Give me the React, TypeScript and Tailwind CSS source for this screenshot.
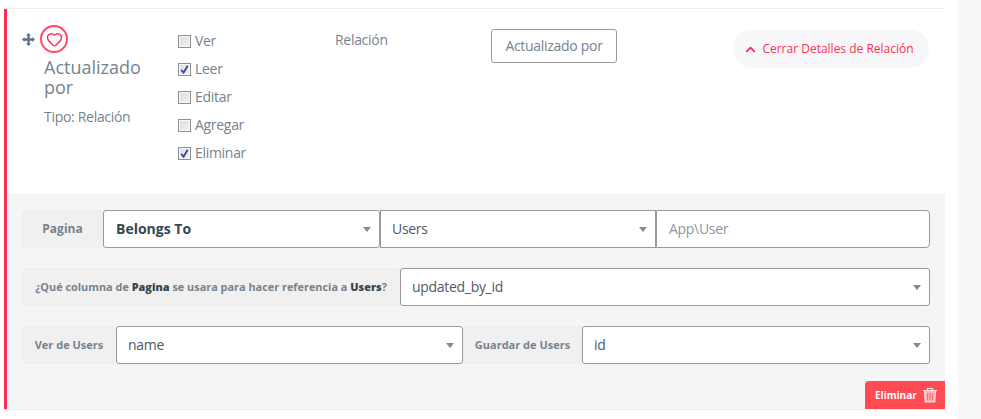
import { ChevronUp, Heart } from "lucide-react";

const permissions = [
	{ label: "Ver", checked: false },
	{ label: "Leer", checked: true },
	{ label: "Editar", checked: false },
	{ label: "Agregar", checked: false },
	{ label: "Eliminar", checked: true },
];

export default function App() {
	return (
		<div className="flex h-[419px] w-[981px] overflow-hidden bg-white font-['Open_Sans',sans-serif] text-[#76838f]">
			<div className="w-[958px] shrink-0 pl-1 pr-[13px] pt-2">
				<div className="border-y border-[#eeeeee]">
					<div className="border-l-[3px] border-[#ff2d55]">
						<TopSection />
						<div className="border-t border-[#eeeeee] bg-[#f4f5f7] pl-[15px] pt-[15px]">
							<div className="flex h-[38px] w-[908px]">
								<Label className="w-[81px] text-xs">Pagina</Label>
								<Select className="w-[277px] pl-[12px] font-bold tracking-normal text-[#37474f]" value="Belongs To" />
								<Select className="w-[276px] rounded-none" value="Users" />
								<div className="flex w-[274px] items-center rounded-r border border-[#999999] bg-white pl-[12px] text-sm tracking-[-0.3px] text-[#8a96a3]">
									App\User
								</div>
							</div>
							<div className="mt-5 flex h-[38px] w-[908px]">
								<Label className="w-[378px] text-[10.9px]">
									<span>
										¿Qué columna de <b className="text-[#37474f]">Pagina</b> se usara para hacer referencia a{" "}
										<b className="text-[#37474f]">Users</b>?
									</span>
								</Label>
								<Select className="flex-1" value="updated_by_id" />
							</div>
							<div className="mt-5 flex h-[38px] w-[908px]">
								<Label className="w-[94px] text-[11px]">Ver de Users</Label>
								<Select className="w-[347px]" value="name" />
								<Label className="w-[119px] rounded-none text-[11px]">Guardar de Users</Label>
								<Select className="flex-1" value="id" />
							</div>
							<div className="mt-[17px] flex justify-end">
								<button className="flex h-[28px] w-[80px] items-center rounded-tl bg-[#ff4c52] pl-[10px] text-[10px] font-bold text-white">
									Eliminar
									<TrashIcon />
								</button>
							</div>
						</div>
					</div>
				</div>
			</div>
			<div className="flex-1 bg-[#f8f8f8]" />
		</div>
	);
}

function TopSection() {
	return (
		<div className="flex h-[185px] text-sm tracking-[-0.3px]">
			<div className="w-[171px] pl-[15px] pt-4">
				<div className="flex items-center gap-[5px]">
					<MoveIcon />
					<div className="flex size-7 items-center justify-center rounded-full border-2 border-[#ff4c62]">
						<Heart className="size-[17px] text-[#ff2d55]" strokeWidth={2} />
					</div>
				</div>
				<h3 className="ml-[22px] mt-[4px] w-[110px] text-lg leading-[20px] font-medium tracking-normal text-[#76838f]">
					Actualizado por
				</h3>
				<p className="ml-[22px] mt-[10px]">Tipo: Relación</p>
			</div>
			<div className="w-[157px] pt-[18px]">
				{permissions.map((p) => (
					<Permission key={p.label} label={p.label} checked={p.checked} />
				))}
			</div>
			<div className="w-[156px] pt-[21px]">Relación</div>
			<div className="w-[242px] pt-5">
				<div className="flex h-[34px] w-[126px] items-center justify-center rounded-[3px] border border-[#999999]">
					Actualizado por
				</div>
			</div>
			<div className="pt-[21px]">
				<div className="flex h-[38px] w-[196px] items-center justify-center gap-[4px] rounded-full bg-[#f7f7fa] pr-[5px] text-xs tracking-normal text-[#ff2d55]">
					<ChevronUp className="size-[15px]" strokeWidth={3} />
					Cerrar Detalles de Relación
				</div>
			</div>
		</div>
	);
}

function Permission({ label, checked }: { label: string; checked: boolean }) {
	return (
		<div className="flex h-[28px] items-center gap-[4px]">
			<span className="flex size-[13px] items-center justify-center border border-[#8e8f8f] bg-gradient-to-br from-[#dcdcdc] to-[#f2f2f2] shadow-[inset_0_0_0_1px_#f8f8f8]">
				{checked && (
					<svg viewBox="0 0 12 12" className="size-[11px]">
						<path d="M2.5 6.5 5 9.5 9.5 2" fill="none" stroke="#3a4796" strokeWidth="2" />
					</svg>
				)}
			</span>
			{label}
		</div>
	);
}

function Label({ className, children }: { className: string; children: React.ReactNode }) {
	return (
		<div
			className={`flex shrink-0 items-center justify-center rounded-l border border-[#eeeeee] bg-[#f0f0f0] font-bold whitespace-nowrap text-[#76838f] ${className}`}
		>
			{children}
		</div>
	);
}

function Select({ className, value }: { className: string; value: string }) {
	return (
		<div
			className={`flex items-center justify-between rounded-[3px] border border-[#999999] bg-white pl-[11px] pr-[8px] text-sm tracking-[-0.3px] text-[#4f5b66] ${className}`}
		>
			{value}
			<span className="border-x-[4px] border-t-[5px] border-x-transparent border-t-[#888888]" />
		</div>
	);
}

function MoveIcon() {
	return (
		<svg viewBox="0 0 13 13" className="size-[13px]" fill="#5f7287">
			<path d="M6.5 0 9 2.6H7.7V5.3H10.4V4L13 6.5 10.4 9V7.7H7.7V10.4H9L6.5 13 4 10.4H5.3V7.7H2.6V9L0 6.5 2.6 4V5.3H5.3V2.6H4Z" />
		</svg>
	);
}

function TrashIcon() {
	return (
		<svg viewBox="0 0 16 16" className="ml-[5px] size-[16px]" fill="none" stroke="#ffe3e5" strokeWidth="1.2">
			<path d="M2.5 3.5l.7 11.5h9.6l.7-11.5z" fill="#ffb3b8" />
			<path d="M1 3.5h14M5.5 3.5V1.5h5v2" />
			<path d="M5.5 6v7M8 6v7M10.5 6v7" stroke="#ff6d74" />
		</svg>
	);
}
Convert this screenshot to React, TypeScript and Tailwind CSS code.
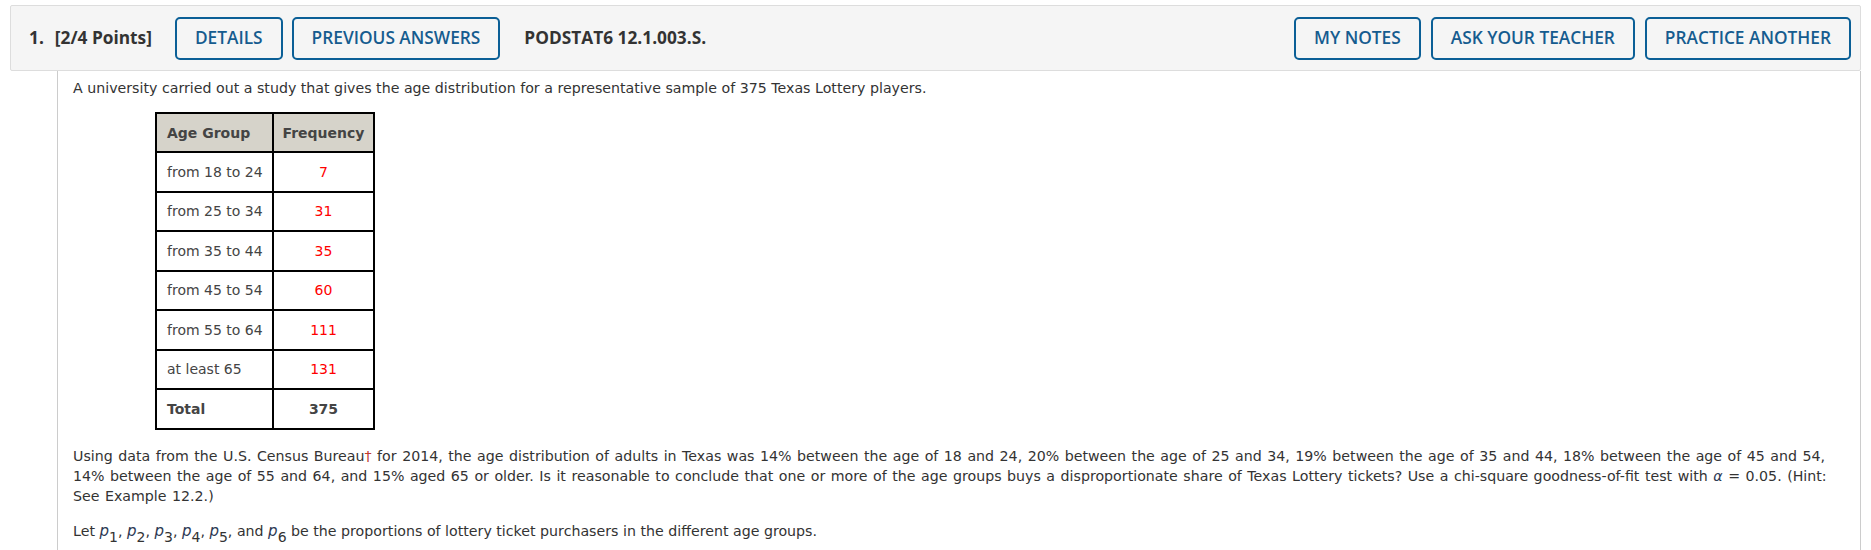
import React from 'react';

const rows = [
    ['from 18 to 24', '7'],
    ['from 25 to 34', '31'],
    ['from 35 to 44', '35'],
    ['from 45 to 54', '60'],
    ['from 55 to 64', '111'],
    ['at least 65', '131'],
];

const leftButtons = ['DETAILS', 'PREVIOUS ANSWERS'];
const rightButtons = ['MY NOTES', 'ASK YOUR TEACHER', 'PRACTICE ANOTHER'];

function HeaderButton({ label }: { label: string }) {
    return (
        <button className="h-[43px] rounded-[5px] border-2 border-[#0b5f96] bg-transparent px-[18px] font-semibold text-[#155c8f]">
            {label}
        </button>
    );
}

function P({ n, last }: { n: number; last?: boolean }) {
    return (
        <>
            <i className="text-[15px] text-[#2d3a55]">p</i>
            <span className="relative top-[6px] text-[14px] text-[#333]">{n}</span>
            {!last && <span>, </span>}
        </>
    );
}

export default function App() {
    return (
        <div className="min-h-screen bg-white px-[10px] pt-[5px]">
            {/* Question header */}
            <div className="flex h-[66px] items-center rounded-[2px] border border-[#dddddd] bg-[#f5f5f5] pl-[18px] pr-[9px] font-['Open_Sans',sans-serif] text-[17.3px]">
                <span className="font-bold text-[#333]">1.</span>
                <span className="ml-[11px] font-bold text-[#333]">[2/4 Points]</span>
                <div className="ml-[23px] flex gap-[9px]">
                    {leftButtons.map((b) => (
                        <HeaderButton key={b} label={b} />
                    ))}
                </div>
                <span className="ml-[24px] font-bold text-[#333]">PODSTAT6 12.1.003.S.</span>
                <div className="ml-auto flex gap-[10px]">
                    {rightButtons.map((b) => (
                        <HeaderButton key={b} label={b} />
                    ))}
                </div>
            </div>

            {/* Question body */}
            <div className="ml-[47px] min-h-[480px] border-x border-[#cccccc] pl-[15px] pr-[15px] pt-[7px] font-['Verdana','DejaVu_Sans',sans-serif] text-[14.2px] leading-[20px] text-[#333]">
                <p>
                    A university carried out a study that gives the age distribution for a representative sample of 375 Texas Lottery players.
                </p>

                <table className="ml-[82px] mt-[14px] border-collapse border-2 border-black text-[14px] text-[#444]">
                    <thead>
                        <tr className="h-[39px] bg-[#d6d3ca]">
                            <th className="w-[117px] border-2 border-black pl-[10px] text-left font-bold">Age Group</th>
                            <th className="w-[101px] border-2 border-black text-center font-bold">Frequency</th>
                        </tr>
                    </thead>
                    <tbody>
                        {rows.map(([group, freq]) => (
                            <tr key={group} className="h-[39.5px]">
                                <td className="border-2 border-black pl-[10px]">{group}</td>
                                <td className="border-2 border-black text-center text-[#ff0000]">{freq}</td>
                            </tr>
                        ))}
                        <tr className="h-[39.5px]">
                            <td className="border-2 border-black pl-[10px] font-bold">Total</td>
                            <td className="border-2 border-black text-center font-bold">375</td>
                        </tr>
                    </tbody>
                </table>

                <p className="mt-[16px] [word-spacing:1px]">
                    Using data from the U.S. Census Bureau<span className="text-[#c0392b]">&dagger;</span> for 2014, the age distribution of adults in Texas was 14% between the age of 18 and 24, 20% between the age of 25 and 34, 19% between the age of 35 and 44, 18% between the age of 45 and 54, 14% between the age of 55 and 64, and 15% aged 65 or older. Is it reasonable to conclude that one or more of the age groups buys a disproportionate share of Texas Lottery tickets? Use a chi-square goodness-of-fit test with <i className="text-[#2d3a55]">&alpha;</i> = 0.05. (Hint: See Example 12.2.)
                </p>

                <p className="mt-[15px]">
                    Let <P n={1} />
                    <P n={2} />
                    <P n={3} />
                    <P n={4} />
                    <P n={5} />
                    and <P n={6} last /> be the proportions of lottery ticket purchasers in the different age groups.
                </p>
            </div>
        </div>
    );
}
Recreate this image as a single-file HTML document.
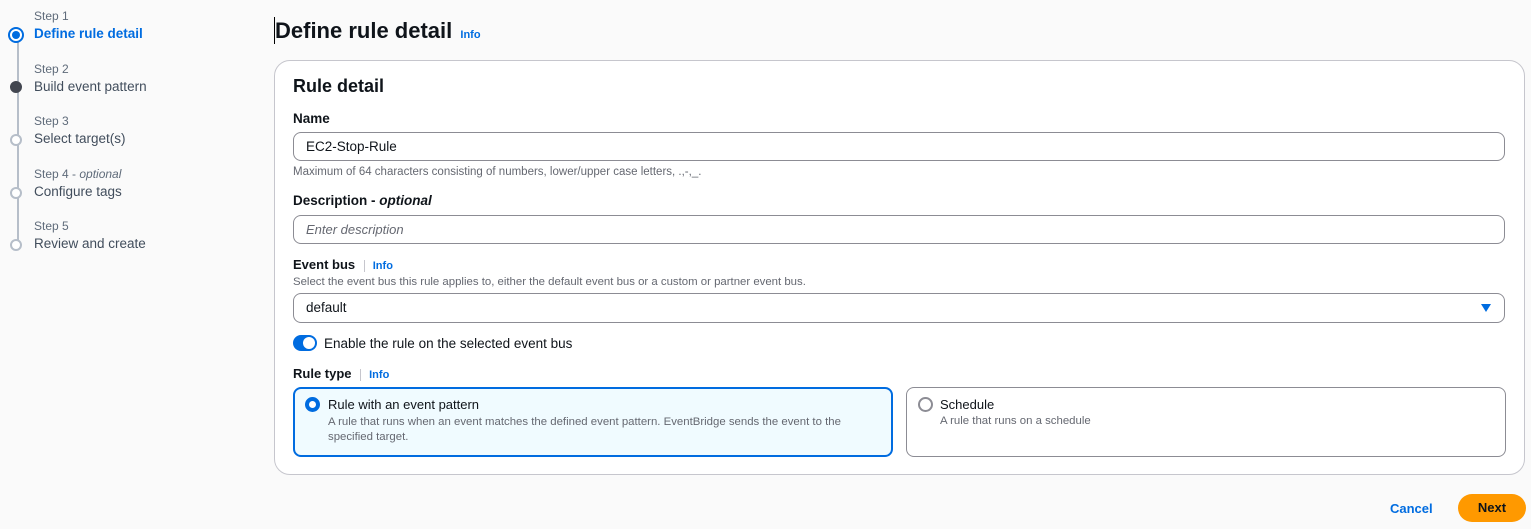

Set exercise: Gather up every line in the data above that contains the word "this", copying each one.

Exercise solution:
Give me the React, TypeScript and Tailwind CSS source for this screenshot.
Convert this screenshot to React, TypeScript and Tailwind CSS code.
Recreate this image as a single-file HTML document.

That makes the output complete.